# Extend video signal



## chriscrain1978 (Oct 18, 2016)

What’s up, community! My buddies and I have this rotating watch party on NFL Sundays and I host every second Sunday of the month. I want to move the party from inside to out in my backyard patio. I have a TV we can set up in the patio but the distance between there and the tv cable output is over 100 ft! How can this application be done correctly?


----------



## ktkelly (Apr 7, 2007)

Using a Sat or Cable box?

If so, simply run a temporary piece of coax and move both the TV AND the cable box.

That's the cheap and effective way.



Using a Sat or Cable box but cannot move that part of the system?

If so, then use an HDMI extender that will also pass IR, along with a pre-made Cat6 in the length you need, such as this:

https://www.amazon.com/dp/B00OZV04BK?gclid=CNuP1o-46s8CFVdahgodeU4EZg

https://www.amazon.com/gp/product/B..._rd_wg=3UHcj&refRID=0RY6VREVAT7DKRQJMPAK&th=1


----------



## chriscrain1978 (Oct 18, 2016)

Ok, thank you


----------



## chriscrain1978 (Oct 18, 2016)

Is this good choice? https://www.amazon.com/dp/B00OZV04B...hgodeU4EZg&tag=vs-home-convert-amazon-20&th=1

My friend ask me to find out about amplifiers like this https://bzbexpress.com/HDMI-Amplifier-and-Splitters/. Should he use hdmi amplifier if distance is over 120ft?


----------



## ktkelly (Apr 7, 2007)

If you're using the cat6 extenders, there is no need for a signal amplifier.

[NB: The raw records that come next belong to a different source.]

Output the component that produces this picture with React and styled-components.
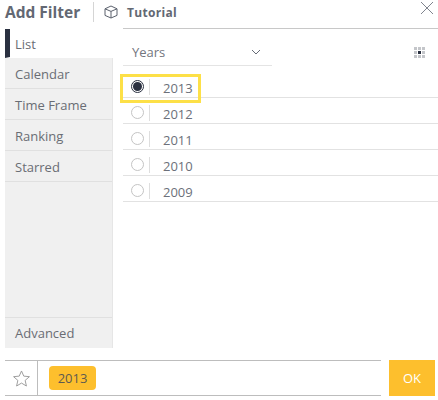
import React from 'react';
import styled, { createGlobalStyle } from 'styled-components';

const Global = createGlobalStyle`
  html, body { margin: 0; padding: 0; background: #fff; }
  body { font-family: "Open Sans", sans-serif; color: #5f6470; overflow: hidden; }
`;

const Panel = styled.div`
  width: 438px;
  height: 400px;
  display: flex;
  flex-direction: column;
  position: relative;
`;

const Header = styled.div`
  height: 28px;
  box-sizing: border-box;
  padding: 0 0 4px 5px;
  display: flex;
  align-items: center;
  position: relative;
`;

const Title = styled.div`
  font-size: 15.5px;
  font-weight: 700;
  color: #636873;
  width: 88px;
`;

const Divider = styled.div`
  width: 1px;
  height: 20px;
  background: #d5d5d5;
`;

const Tutorial = styled.div`
  display: flex;
  align-items: center;
  margin-left: 10px;
  gap: 9px;
  font-size: 12px;
  font-weight: 700;
  color: #636873;
  letter-spacing: 0.3px;
`;

const Close = styled.svg`
  position: absolute;
  right: 4px;
  top: 1px;
`;

const Body = styled.div`
  height: 320px;
  display: flex;
  padding-left: 5px;
`;

const Sidebar = styled.div`
  width: 108px;
  margin-top: 1px;
  display: flex;
  flex-direction: column;
  background: #f0f0f0;
  border-right: 1px solid #e6e6e6;
  box-sizing: border-box;
`;

const Tab = styled.div`
  height: ${p => (p.$active ? 29 : 31)}px;
  box-sizing: border-box;
  padding-left: ${p => (p.$active ? 5 : 10)}px;
  padding-top: ${p => (p.$active ? 2 : 1)}px;
  display: flex;
  align-items: center;
  font-size: 13px;
  color: #6a6d74;
  border-bottom: 1px solid ${p => (p.$active ? 'transparent' : '#e0e0e0')};
  background: ${p => (p.$active ? '#fff' : 'transparent')};
  border-left: ${p => (p.$active ? '5px solid #2a3040' : 'none')};
  margin-right: ${p => (p.$active ? '-1px' : '0')};
  ${p => p.$bottom && 'margin-top: auto; border-top: 1px solid #e0e0e0; border-bottom: none; padding-top: 0;'}
`;

const Content = styled.div`
  flex: 1;
  margin-left: 10px;
  border-top: 1px solid #c8c8c8;
  position: relative;
`;

const ToolRow = styled.div`
  display: flex;
  justify-content: space-between;
  align-items: center;
`;

const Select = styled.div`
  width: 149px;
  height: 37px;
  box-sizing: border-box;
  border-bottom: 1px solid #e4e4e4;
  display: flex;
  align-items: center;
  justify-content: space-between;
  padding: 9px 11px 0 9px;
  font-size: 13px;
  color: #73767e;
`;

const Grip = styled.svg`
  margin-right: 13px;
  margin-top: 9px;
`;

const List = styled.div`
  margin-top: 6px;
`;

const Row = styled.div`
  height: 26px;
  box-sizing: border-box;
  border-bottom: 1px solid #e2e2e2;
  display: flex;
  align-items: center;
  position: relative;
`;

const Radio = styled.div`
  width: 13px;
  height: 13px;
  margin-left: 8px;
  margin-top: 4px;
  border-radius: 50%;
  box-sizing: border-box;
  border: 1px solid ${p => (p.$on ? '#2a3040' : '#c4c4c4')};
  display: flex;
  align-items: center;
  justify-content: center;
  &::after {
    content: '';
    display: ${p => (p.$on ? 'block' : 'none')};
    width: 9px;
    height: 9px;
    border-radius: 50%;
    background: #2a3040;
  }
`;

const RowSep = styled.div`
  width: 1px;
  height: 16px;
  background: #dedede;
  margin-left: 5px;
  margin-top: 4px;
`;

const Year = styled.div`
  margin-left: 13px;
  font-size: 13px;
  color: #6c707a;
  padding-top: 7px;
`;

const Highlight = styled.div`
  position: absolute;
  left: -3px;
  top: 45px;
  width: 81px;
  height: 29px;
  box-sizing: border-box;
  border: 3px solid #fde047;
  pointer-events: none;
`;

const Footer = styled.div`
  margin-top: 12px;
  padding-left: 5px;
  height: 36px;
  display: flex;
`;

const Bar = styled.div`
  width: 376px;
  box-sizing: border-box;
  border-top: 1px solid #bdbdbd;
  border-bottom: 1px solid #bdbdbd;
  display: flex;
  align-items: center;
`;

const StarBox = styled.div`
  width: 33px;
  height: 100%;
  box-sizing: border-box;
  border-right: 1px solid #bdbdbd;
  display: flex;
  align-items: center;
  justify-content: center;
`;

const Chip = styled.div`
  margin-left: 11px;
  width: 47px;
  height: 24px;
  border-radius: 4px;
  background: #fdbf2d;
  color: #5d5a50;
  font-size: 13px;
  display: flex;
  align-items: center;
  justify-content: center;
`;

const OkButton = styled.button`
  margin-left: 8px;
  width: 46px;
  height: 36px;
  border: none;
  padding: 0;
  background: #fdbf2d;
  color: #fff;
  font-family: inherit;
  font-size: 13px;
  font-weight: 500;
`;

const years = ['2013', '2012', '2011', '2010', '2009'];

export default function App() {
  return (
    <Panel>
      <Global />
      <Header>
        <Title>Add Filter</Title>
        <Divider />
        <Tutorial>
          <svg width="14" height="14" viewBox="0 0 14 14" fill="none" stroke="#5b616d" strokeWidth="1">
            <path d="M7 1 L13 3.8 V10.4 L7 13 L1 10.4 V3.8 Z" />
            <path d="M1 3.8 L7 6.4 L13 3.8 M7 6.4 V13" />
          </svg>
          Tutorial
        </Tutorial>
        <Close width="14" height="14" viewBox="0 0 14 14" stroke="#80848e" strokeWidth="1">
          <path d="M1 1 L13 13 M13 1 L1 13" />
        </Close>
      </Header>
      <Body>
        <Sidebar>
          <Tab $active>List</Tab>
          <Tab>Calendar</Tab>
          <Tab>Time Frame</Tab>
          <Tab>Ranking</Tab>
          <Tab>Starred</Tab>
          <Tab $bottom>Advanced</Tab>
        </Sidebar>
        <Content>
          <ToolRow>
            <Select>
              Years
              <svg width="10" height="6" viewBox="0 0 10 6" fill="none" stroke="#666b76" strokeWidth="1">
                <path d="M1 1 L5 5 L9 1" />
              </svg>
            </Select>
            <Grip width="11" height="11" viewBox="0 0 11 11">
              {[0, 4, 8].flatMap(y =>
                [0, 4, 8].map(x => (
                  <rect
                    key={`${x}-${y}`}
                    x={x}
                    y={y}
                    width="3"
                    height="3"
                    fill={x === 4 && y === 4 ? '#2a3040' : '#c4c6ca'}
                  />
                ))
              )}
            </Grip>
          </ToolRow>
          <List>
            {years.map((y, i) => (
              <Row key={y}>
                <Radio $on={i === 0} />
                <RowSep />
                <Year>{y}</Year>
              </Row>
            ))}
          </List>
          <Highlight />
        </Content>
      </Body>
      <Footer>
        <Bar>
          <StarBox>
            <svg width="19" height="19" viewBox="0 0 24 24" fill="none" stroke="#9a9a9a" strokeWidth="1.2">
              <path d="M12 2.5 L14.9 9 L22 9.7 L16.6 14.4 L18.2 21.5 L12 17.8 L5.8 21.5 L7.4 14.4 L2 9.7 L9.1 9 Z" />
            </svg>
          </StarBox>
          <Chip>2013</Chip>
        </Bar>
        <OkButton>OK</OkButton>
      </Footer>
    </Panel>
  );
}
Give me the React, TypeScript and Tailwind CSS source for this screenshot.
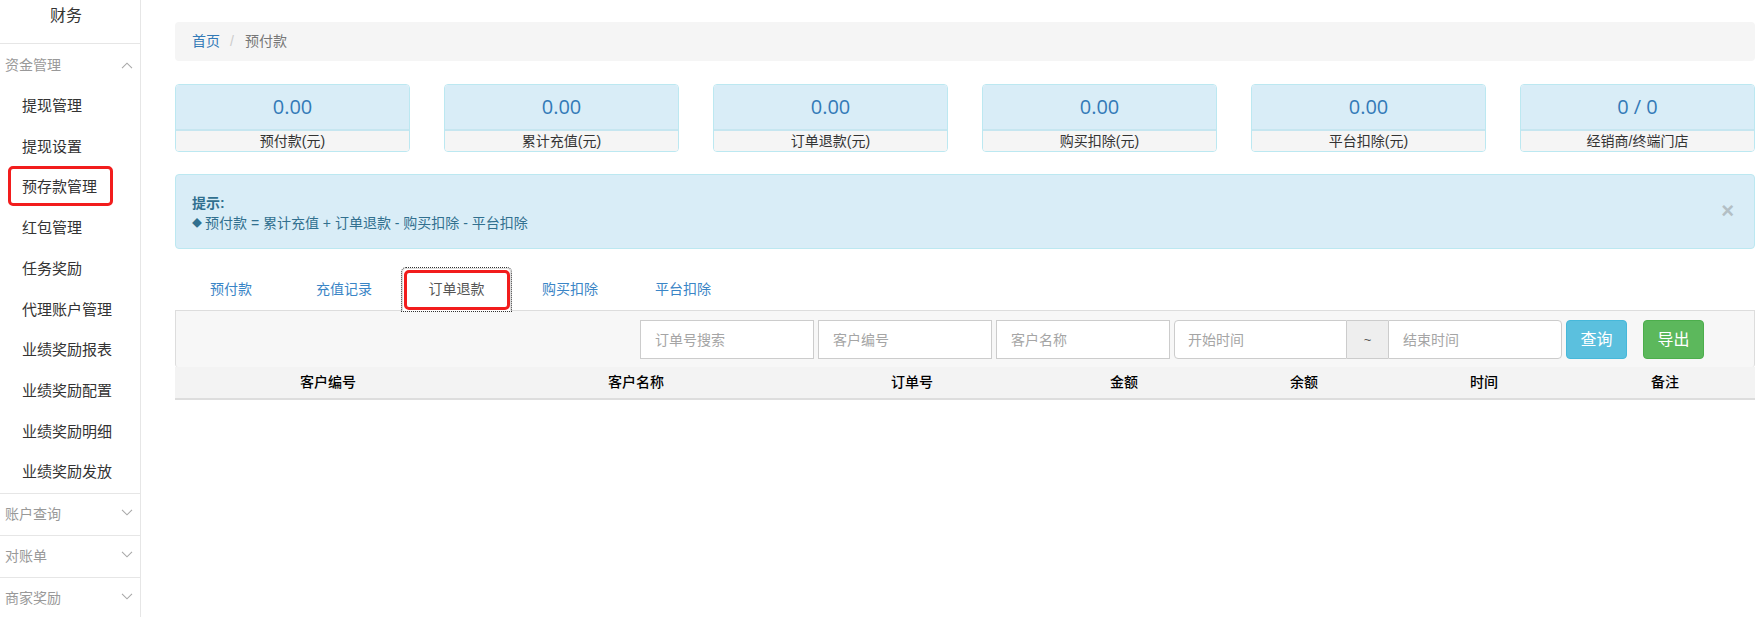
import React from "react";

const FONT = "font-['Liberation_Sans','Noto_Sans_CJK_SC',sans-serif]";

function ChevronUp() {
  return (
    <svg width="12" height="7" viewBox="0 0 12 7">
      <polyline points="1,6.2 6,1.2 11,6.2" fill="none" stroke="#a8a8a8" strokeWidth="1.1" />
    </svg>
  );
}
function ChevronDown() {
  return (
    <svg width="12" height="7" viewBox="0 0 12 7">
      <polyline points="1,0.8 6,5.8 11,0.8" fill="none" stroke="#a8a8a8" strokeWidth="1.1" />
    </svg>
  );
}

const items = [
  "提现管理",
  "提现设置",
  "预存款管理",
  "红包管理",
  "任务奖励",
  "代理账户管理",
  "业绩奖励报表",
  "业绩奖励配置",
  "业绩奖励明细",
  "业绩奖励发放",
];

const cards = [
  ["0.00", "预付款(元)"],
  ["0.00", "累计充值(元)"],
  ["0.00", "订单退款(元)"],
  ["0.00", "购买扣除(元)"],
  ["0.00", "平台扣除(元)"],
  ["0 / 0", "经销商/终端门店"],
];

const tabs = ["预付款", "充值记录", "订单退款", "购买扣除", "平台扣除"];
const cols = ["客户编号", "客户名称", "订单号", "金额", "余额", "时间", "备注"];

export default function App() {
  return (
    <div className={`flex w-full h-[617px] overflow-hidden bg-white ${FONT}`}>
      {/* Sidebar */}
      <div className="w-[141px] shrink-0 border-r border-[#e6e6e6] h-[617px]">
        <div className="h-[44px] border-b border-[#e6e6e6] flex justify-center pt-[4px] pr-[8px] text-[16px] leading-[24px] text-[#333]">
          财务
        </div>
        <div className="h-[42px] flex items-center justify-between pl-[5px] pr-[7px] text-[14px] text-[#999]">
          <span>资金管理</span>
          <ChevronUp />
        </div>
        {items.map((t) => (
          <div key={t} className="relative h-[40.7px] flex items-center pl-[22px] text-[15px] text-[#333]">
            {t}
            {t === "预存款管理" && (
              <span className="absolute left-[8px] top-[-1px] w-[105px] h-[40px] border-[3px] border-[#f21d1d] rounded-[5px]" />
            )}
          </div>
        ))}
        {["账户查询", "对账单", "商家奖励"].map((t) => (
          <div
            key={t}
            className="h-[42px] border-t border-[#e6e6e6] flex items-center justify-between pl-[5px] pr-[7px] text-[14px] text-[#999]"
          >
            <span>{t}</span>
            <span className="-mt-[3px]">
              <ChevronDown />
            </span>
          </div>
        ))}
      </div>

      {/* Main */}
      <div className="flex-1 min-w-0 pl-[34px] pr-[7px] pt-[22px]">
        {/* Breadcrumb */}
        <div className="h-[39px] rounded-[4px] bg-[#f5f5f5] flex items-center pl-[17px] text-[14px]">
          <span className="text-[#337ab7]">首页</span>
          <span className="ml-[10px] mr-[11px] text-[#ccc]">/</span>
          <span className="text-[#777]">预付款</span>
        </div>

        {/* Cards */}
        <div className="mt-[23px] grid grid-cols-6 gap-x-[34px]">
          {cards.map(([v, l]) => (
            <div key={l} className="border border-[#bce8f1] rounded-[4px] overflow-hidden">
              <div className="h-[46px] bg-[#d9edf7] border-b-2 border-[#c6e6f0] flex items-center justify-center">
                <span className="font-['Open_Sans',sans-serif] text-[20px] text-[#337ab7]">{v}</span>
              </div>
              <div className="h-[20px] bg-[#f5f5f5] text-center text-[14px] leading-[20px] text-[#333]">{l}</div>
            </div>
          ))}
        </div>

        {/* Alert */}
        <div className="mt-[22px] h-[75px] border border-[#bce8f1] bg-[#d9edf7] rounded-[4px] flex items-start justify-between pl-[16px] pr-[20px] pt-[18px] text-[#31708f] text-[14px]">
          <div className="leading-[20px]">
            <div className="font-bold">提示:</div>
            <div>
              <span className="text-[10px] align-[1px] mr-[3px]">◆</span>预付款 = 累计充值 + 订单退款 - 购买扣除 - 平台扣除
            </div>
          </div>
          <span className="mt-[7px] text-[22px] leading-[22px] font-bold text-[#b3bfc5] font-['Liberation_Sans',sans-serif]">×</span>
        </div>

        {/* Tabs */}
        <div className="mt-[19px] flex items-end h-[43px] border-b border-[#ddd] pl-[1px] text-[14px]">
          {tabs.map((t) =>
            t === "订单退款" ? (
              <div
                key={t}
                className="relative w-[109px] mr-[4px] h-[43px] -mb-px bg-white border border-[#ddd] border-b-transparent rounded-t-[4px] outline outline-1 outline-dotted outline-[#333] flex items-center justify-center text-[#555]"
              >
                {t}
                <span className="absolute left-[1px] top-[1px] right-[0px] bottom-[0px] border-[3px] border-[#f21d1d] rounded-[5px]" />
              </div>
            ) : (
              <div key={t} className="w-[110px] mr-[3px] h-[42px] flex items-center justify-center text-[#3a85c6]">
                {t}
              </div>
            )
          )}
        </div>

        {/* Toolbar */}
        <div className="h-[56px] bg-[#f7f7f7] border-x border-[#ddd] rounded-b-[3px] flex justify-end items-start pt-[9px] pr-[50px] text-[14px]">
          <div className="flex gap-[4px]">
            {["订单号搜索", "客户编号", "客户名称"].map((p) => (
              <input
                key={p}
                placeholder={p}
                className={`w-[174px] h-[39px] border border-[#ccc] bg-white px-[14px] text-[14px] placeholder:text-[#a5a5a5] outline-none ${FONT}`}
              />
            ))}
            <div className="flex">
              <input
                placeholder="开始时间"
                className={`w-[173px] h-[39px] border border-[#ccc] rounded-l-[4px] bg-white px-[13px] text-[14px] placeholder:text-[#a5a5a5] outline-none ${FONT}`}
              />
              <div className="w-[41px] h-[39px] border-y border-[#ccc] bg-[#eee] flex items-center justify-center text-[#555] text-[13px]">
                ~
              </div>
              <input
                placeholder="结束时间"
                className={`w-[174px] h-[39px] border border-[#ccc] rounded-r-[4px] bg-white px-[14px] text-[14px] placeholder:text-[#a5a5a5] outline-none ${FONT}`}
              />
            </div>
            <button className="w-[61px] h-[39px] rounded-[4px] bg-[#5bc0de] border border-[#46b8da] text-white text-[16px]">
              查询
            </button>
            <button className="ml-[12px] w-[61px] h-[39px] rounded-[4px] bg-[#5cb85c] border border-[#4cae4c] text-white text-[16px]">
              导出
            </button>
          </div>
        </div>

        {/* Table header */}
        <div className="grid grid-cols-[306px_310px_242px_182px_178px_182px_180px] h-[33px] bg-[#f3f3f3] border-b-2 border-[#ddd] items-center text-center text-[14px] text-black font-medium">
          {cols.map((c) => (
            <div key={c}>{c}</div>
          ))}
        </div>
      </div>
    </div>
  );
}
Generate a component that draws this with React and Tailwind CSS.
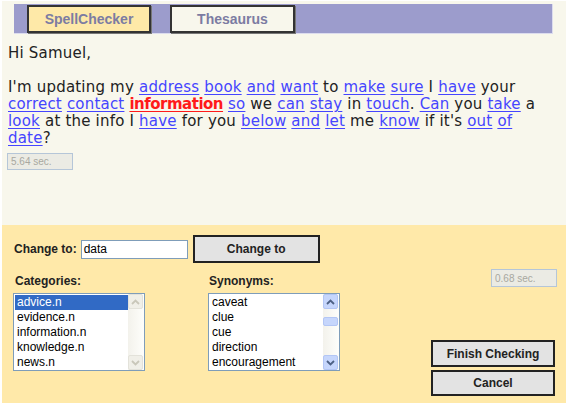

Looking closer at that one, they don't mention it being a HDBT extender, so I cannot recommend it. Not positive it will actually work.

Try this instead: 

http://www.monoprice.com/product?p_id=10225

Were you to try going with a DMI cable, there's damn near no way you can go that distance even with a signal amp. At least not reliably.


----------